- STATED EXERCISE
Return all lines from the listing below in which the string "this" occurs.

- LISTED ENTRIES
***

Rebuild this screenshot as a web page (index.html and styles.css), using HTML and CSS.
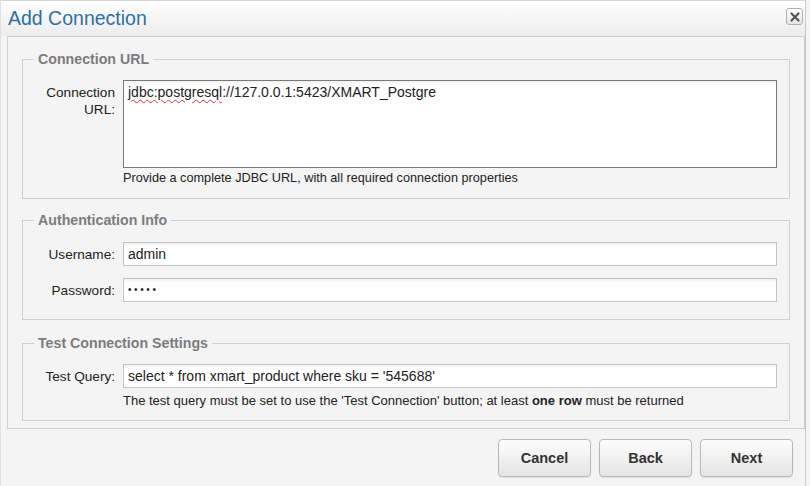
FILE: index.html
```html
<!DOCTYPE html>
<html>
<head>
<meta charset="utf-8">
<link rel="stylesheet" href="styles.css">
</head>
<body>
<div class="dialog">
  <div class="titlebar">
    <h1 class="title">Add Connection</h1>
    <button class="close" aria-label="Close">
      <svg width="12" height="12" viewBox="0 0 12 12"><path d="M2.5 2.5 L9.5 9.5 M9.5 2.5 L2.5 9.5" stroke="#555" stroke-width="2.2" stroke-linecap="round"/></svg>
    </button>
  </div>
  <div class="panel">
    <fieldset class="group g1">
      <legend>Connection URL</legend>
      <div class="row row-top">
        <label class="label">Connection URL:</label>
        <div class="field textarea"><span class="misspelt">jdbc:postgresql</span>://127.0.0.1:5423/XMART_Postgre</div>
      </div>
      <div class="help">Provide a complete JDBC URL, with all required connection properties</div>
    </fieldset>
    <fieldset class="group g2">
      <legend>Authentication Info</legend>
      <div class="row">
        <label class="label">Username:</label>
        <div class="field input">admin</div>
      </div>
      <div class="row row-gap">
        <label class="label">Password:</label>
        <div class="field input pw">•••••</div>
      </div>
    </fieldset>
    <fieldset class="group g3">
      <legend>Test Connection Settings</legend>
      <div class="row row-q">
        <label class="label">Test Query:</label>
        <div class="field input">select * from xmart_product where sku = '545688'</div>
      </div>
      <div class="help help2">The test query must be set to use the 'Test Connection' button; at least <b>one row</b> must be returned</div>
    </fieldset>
  </div>
  <div class="footer">
    <button class="btn">Cancel</button>
    <button class="btn">Back</button>
    <button class="btn">Next</button>
  </div>
</div>
</body>
</html>
```
FILE: styles.css
```css
html, body {
  margin: 0;
  padding: 0;
  background: #f4f4f4;
}
body {
  width: 810px;
  height: 486px;
  overflow: hidden;
  font-family: "Liberation Sans", Arial, sans-serif;
  color: #222;
}
.dialog {
  width: 806px;
  height: 486px;
  box-sizing: border-box;
  border-right: 1px solid #c8c8c8;
  border-left: 1px solid #e0e0e0;
  border-top: 1px solid #d8d8d8;
  background: #f4f4f4;
  display: flex;
  flex-direction: column;
}
.titlebar {
  height: 35px;
  flex: none;
  display: flex;
  align-items: flex-start;
  justify-content: space-between;
  background: linear-gradient(#ffffff, #ececec);
  padding: 0 2px 0 7px;
}
.title {
  margin: 5px 0 0 0;
  font-weight: normal;
  font-size: 19.5px;
  line-height: 24px;
  color: #2f6fa5;
}
.close {
  margin-top: 7px;
  width: 17px;
  height: 17px;
  padding: 0;
  border: 1px solid #b0b0b0;
  border-radius: 3px;
  background: linear-gradient(#ffffff, #e4e4e4);
  display: flex;
  align-items: center;
  justify-content: center;
}
.panel {
  flex: none;
  margin-left: 6px;
  border: 1px solid #cfcfcf;
  background: #f4f4f4;
  padding: 14px 14px 7px 14px;
}
.group {
  margin: 0;
  border: 1px solid #cfcfcf;
  padding: 0 12px 0 0;
}
.g2 {
  margin-top: 13px;
  padding-bottom: 17px;
}
.g3 {
  margin-top: 15px;
}
legend {
  margin-left: 11px;
  padding: 0 4px 0 4px;
  font-weight: bold;
  font-size: 14.2px;
  line-height: 16px;
  height: 16px;
  color: #7c7c7c;
}
.row {
  display: grid;
  grid-template-columns: 92px 1fr;
  column-gap: 8px;
  align-items: center;
  margin-top: 14px;
}
.row-top {
  align-items: start;
  margin-top: 13px;
}
.row-gap {
  margin-top: 12px;
}
.row-q {
  margin-top: 13px;
}
.label {
  text-align: right;
  font-size: 13.6px;
  line-height: 17px;
  color: #222;
}
.row-top .label {
  padding-top: 4px;
}
.field {
  background: #fff;
  box-sizing: border-box;
  font-size: 14px;
  color: #222;
  padding: 0 4px;
  box-shadow: inset 0 3px 3px -1px rgba(0,0,0,0.06);
}
.textarea {
  height: 88px;
  border: 1px solid #7a7a7a;
  padding-top: 2px;
  line-height: 18px;
}
.misspelt {
  text-decoration: underline wavy #d33;
  text-decoration-thickness: 1px;
  text-underline-offset: 2px;
}
.input {
  height: 24px;
  border: 1px solid #c2c2c2;
  line-height: 22px;
}
.pw {
  font-size: 10px;
  letter-spacing: 2.6px;
}
.help {
  margin: 2px 0 12px 100px;
  font-size: 12.7px;
  line-height: 16px;
  color: #222;
}
.help2 {
  margin-top: 5px;
  margin-bottom: 11px;
  font-size: 13px;
}
.footer {
  flex: 1;
  display: flex;
  justify-content: flex-end;
  align-items: flex-start;
  gap: 8px;
  padding: 10px 12px 0 0;
}
.btn {
  width: 93px;
  height: 38px;
  border: 1px solid #b8b8b8;
  border-radius: 4px;
  background: linear-gradient(#fdfdfd, #e5e5e5);
  box-shadow: 0 1px 1px rgba(0,0,0,0.08);
  font-family: "Liberation Sans", Arial, sans-serif;
  font-weight: bold;
  font-size: 14.5px;
  color: #333;
  padding: 0;
}
```
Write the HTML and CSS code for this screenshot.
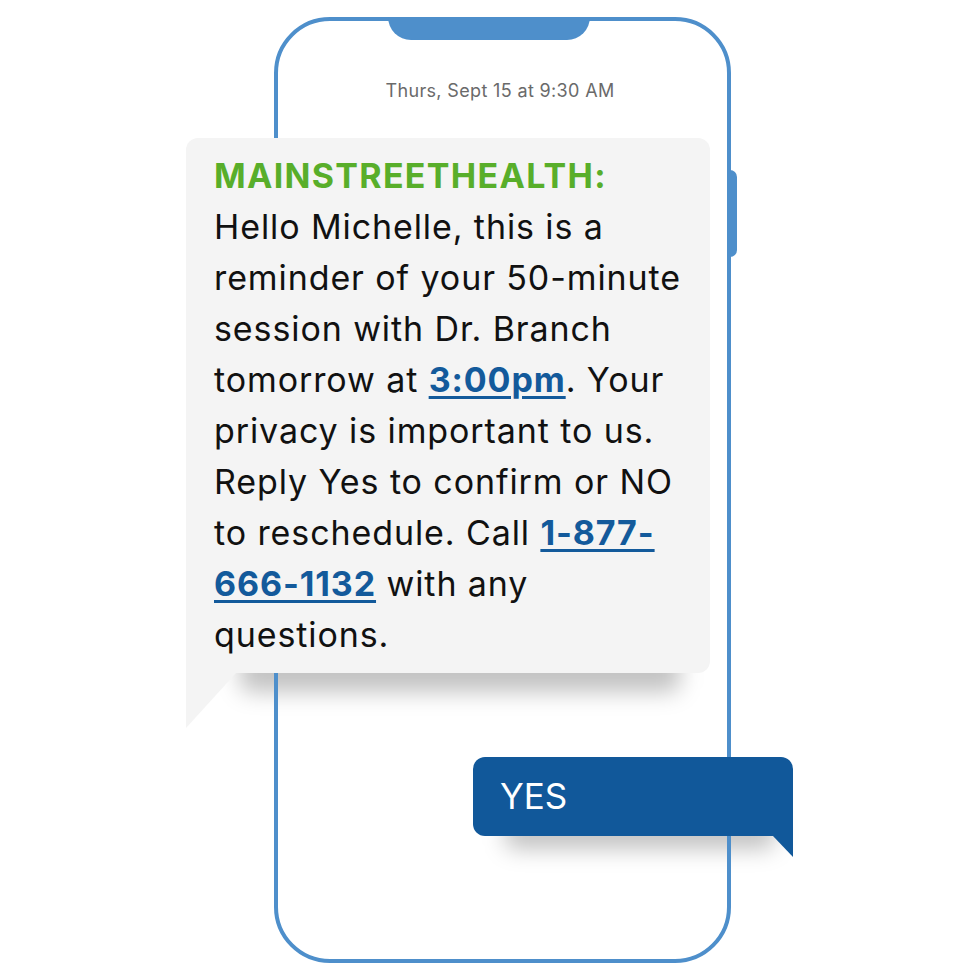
FILE: index.html
```html
<!DOCTYPE html>
<html lang="en">
<head>
    <meta charset="UTF-8">
    <meta name="viewport" content="width=device-width, initial-scale=1.0">
    <title>Appointment Reminder - Main Street Health</title>
    <link rel="stylesheet" href="styles.css">
</head>
<body>
    <div class="stage">
        <!-- phone outline -->
        <div class="phone">
            <div class="notch"></div>
            <div class="side-button"></div>
            <p class="timestamp">Thurs, Sept 15 at 9:30 AM</p>
        </div>

        <!-- incoming reminder -->
        <div class="bubble-shadow incoming-shadow"></div>
        <div class="bubble incoming">
            <span class="sender">MAINSTREETHEALTH:</span><br>
            Hello Michelle, this is a<br>
            reminder of your 50-minute<br>
            session with Dr. Branch<br>
            tomorrow at <a href="#" class="link">3:00pm</a>. Your<br>
            privacy is important to us.<br>
            Reply Yes to confirm or NO<br>
            to reschedule. Call <a href="#" class="link">1-877-<br>666-1132</a> with any<br>
            questions.
        </div>

        <!-- reply -->
        <div class="bubble-shadow reply-shadow"></div>
        <div class="bubble reply">YES</div>
    </div>
</body>
</html>
```

FILE: styles.css
```css
body {
    margin: 0;
    background: #fff;
    font-family: Inter, "Noto Sans", sans-serif;
}
.stage {
    position: relative;
    width: 980px;
    height: 980px;
    overflow: hidden;
}

/* phone frame */
.phone {
    position: relative;
    z-index: 1;
    box-sizing: border-box;
    width: 457px;
    height: 946px;
    margin: 17px 0 0 274px;
    border: 4px solid #4e8fcb;
    border-radius: 56px;
}
.notch {
    position: absolute;
    top: -4px;
    left: 110px;
    width: 202px;
    height: 23px;
    background: #4e8fcb;
    border-radius: 0 0 24px 24px;
}
.side-button {
    position: absolute;
    top: 149px;
    right: -10px;
    width: 10px;
    height: 87px;
    background: #4e8fcb;
    border-radius: 0 7px 7px 0;
}
.timestamp {
    margin: 59px 0 0 -5px;
    text-align: center;
    font-size: 18px;
    letter-spacing: 0.35px;
    color: #6a6a6a;
}

/* message bubbles */
.bubble {
    position: absolute;
    z-index: 2;
    box-sizing: border-box;
    border-radius: 12px;
}
.bubble::after {
    content: "";
    position: absolute;
}
.incoming {
    left: 186px;
    top: 138px;
    width: 524px;
    height: 535px;
    padding: 12px 0 0 28px;
    background: #f4f4f4;
    border-bottom-left-radius: 0;
    font-size: 34px;
    line-height: 51px;
    letter-spacing: 0.9px;
    color: #111;
    white-space: nowrap;
}
.incoming::after {
    left: 0;
    top: 100%;
    border-top: 55px solid #f4f4f4;
    border-right: 50px solid transparent;
}
.sender {
    font-weight: 700;
    letter-spacing: 1.3px;
    color: #58ae2a;
}
.link {
    font-weight: 700;
    color: #135a9b;
    text-decoration: underline;
    text-decoration-thickness: 3px;
    text-underline-offset: 4px;
}
.reply {
    left: 473px;
    top: 757px;
    width: 320px;
    height: 79px;
    padding-left: 27px;
    background: #11589a;
    border-bottom-right-radius: 0;
    font-size: 35px;
    line-height: 79px;
    color: #fff;
}
.reply::after {
    right: 0;
    top: 100%;
    border-top: 21px solid #11589a;
    border-left: 20px solid transparent;
}

/* soft shadows sit under the phone outline */
.bubble-shadow {
    position: absolute;
    z-index: 0;
    background: rgba(0, 0, 0, 0.24);
    filter: blur(11px);
    border-radius: 10px;
}
.incoming-shadow {
    left: 240px;
    top: 650px;
    width: 440px;
    height: 42px;
}
.reply-shadow {
    left: 505px;
    top: 815px;
    width: 270px;
    height: 34px;
}
```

***

- EXERCISE ANSWER
Rebuild this screenshot as a web page (index.html and styles.css), using HTML and CSS.
Write the HTML and CSS code for this screenshot.
            Hello Michelle, this is a<br>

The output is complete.